Burnham had sought to distance himself from the Miliband era by refusing to take money from trade unions and spoke of the desire to shift the debate towards the North, out of the Westminster Bubble. To prove his credentials to the country, his supporters put the far-left backbencher Jeremy Corbyn on the ballot to ‘widen the debate’.

It was the banality of the candidates, which included the 10/3 shot Yvette Cooper, which made Corbyn a great value bet at 200/1. Corbyn was quickly backed into 16/1 after a run of CLP endorsements in June. A turning point is seen as the Newsnight debate were Corbyn offered a distinct break with the New Labour era. A snap poll for the Daily Mirror found 81% of readers overwhelmingly thought he won the debate – but his odds remained at 12/1.

A month later Bookmakers Ladbrokes finally made Corbyn the favourite. After a flurry of bets, he became the 6/4 favourite and in the end, he secured 59.9% of the vote – a remarkable achievement in a four-horse race.

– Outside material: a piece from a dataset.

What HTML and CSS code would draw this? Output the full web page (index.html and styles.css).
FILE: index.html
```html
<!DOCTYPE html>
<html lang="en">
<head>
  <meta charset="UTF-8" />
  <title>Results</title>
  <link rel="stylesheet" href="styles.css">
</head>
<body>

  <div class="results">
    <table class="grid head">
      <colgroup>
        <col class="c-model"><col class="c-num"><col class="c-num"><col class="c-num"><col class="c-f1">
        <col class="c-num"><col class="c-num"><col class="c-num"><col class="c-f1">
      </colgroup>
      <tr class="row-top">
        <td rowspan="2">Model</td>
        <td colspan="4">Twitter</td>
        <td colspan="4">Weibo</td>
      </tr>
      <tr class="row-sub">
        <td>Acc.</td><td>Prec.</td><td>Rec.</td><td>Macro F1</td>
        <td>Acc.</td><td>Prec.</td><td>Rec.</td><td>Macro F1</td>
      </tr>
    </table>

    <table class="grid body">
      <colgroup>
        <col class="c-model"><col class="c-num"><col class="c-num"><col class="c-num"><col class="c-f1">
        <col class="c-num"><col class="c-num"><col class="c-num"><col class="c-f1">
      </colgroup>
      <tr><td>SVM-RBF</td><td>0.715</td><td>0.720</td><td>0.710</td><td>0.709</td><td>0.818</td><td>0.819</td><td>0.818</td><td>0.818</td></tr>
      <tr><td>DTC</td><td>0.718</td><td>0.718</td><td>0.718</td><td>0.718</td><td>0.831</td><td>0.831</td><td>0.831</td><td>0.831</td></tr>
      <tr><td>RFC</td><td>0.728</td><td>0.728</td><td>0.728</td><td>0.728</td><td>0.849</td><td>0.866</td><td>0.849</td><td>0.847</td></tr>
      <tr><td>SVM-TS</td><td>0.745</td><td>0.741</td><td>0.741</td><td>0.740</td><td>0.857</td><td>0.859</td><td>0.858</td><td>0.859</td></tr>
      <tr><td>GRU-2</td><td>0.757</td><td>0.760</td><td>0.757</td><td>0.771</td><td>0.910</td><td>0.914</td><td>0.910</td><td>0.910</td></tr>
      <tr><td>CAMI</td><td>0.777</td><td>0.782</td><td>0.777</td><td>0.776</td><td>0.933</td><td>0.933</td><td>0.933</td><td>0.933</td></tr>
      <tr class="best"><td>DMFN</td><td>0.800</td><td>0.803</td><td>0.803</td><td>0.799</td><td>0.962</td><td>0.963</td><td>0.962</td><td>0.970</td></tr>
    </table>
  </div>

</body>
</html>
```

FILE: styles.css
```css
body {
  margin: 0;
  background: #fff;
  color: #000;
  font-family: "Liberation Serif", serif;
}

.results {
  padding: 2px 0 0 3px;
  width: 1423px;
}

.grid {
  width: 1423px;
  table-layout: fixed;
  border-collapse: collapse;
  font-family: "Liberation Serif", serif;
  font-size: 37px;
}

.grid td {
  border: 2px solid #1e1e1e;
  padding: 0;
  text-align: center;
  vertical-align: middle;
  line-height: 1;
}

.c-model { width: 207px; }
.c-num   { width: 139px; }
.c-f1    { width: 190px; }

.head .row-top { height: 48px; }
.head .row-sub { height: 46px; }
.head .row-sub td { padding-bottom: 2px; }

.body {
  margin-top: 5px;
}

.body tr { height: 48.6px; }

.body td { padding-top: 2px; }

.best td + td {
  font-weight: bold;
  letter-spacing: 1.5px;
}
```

Since then there have been a number of people hold the mantle of ‘favourite’ to be the next leader Dan Jarvis, Tom Watson, Hilary Benn, Angela Eagle, Owen Smith, Clive Lewis, Emily Thornberry, Keir Starmer and Rebecca Long-Bailey. In 2016 Angela Eagle and

Owen Smith were the stalking horse candidates put up to test the support for Corbyn within the party.

Angela Eagle dropped out of the race and bookmakers opened up at 2/1 for Owen Smith and 4/11 for Jeremy Corbyn to maintain his hold on the party. A lengthy debate about whether Corbyn would automatically be on the ballot as an incumbent leader did nothing but embolden sympathies for him in the party. The 4/11 became the surest bet in political history when Smith failed to lay a finger on Corbyn.

This time there appears to be much more at stake. The value bets have already been snapped up (I advised followers of my twitter account to back Lisa Nandy at 70/1 on election night). It remains to be seen whether the current favourites (Starmer and Long-Bailey) live up to their the front-runner status as Kinnock, Smith, Blair and Brown did before them or whether there is another 200/1 shot waiting in the wings.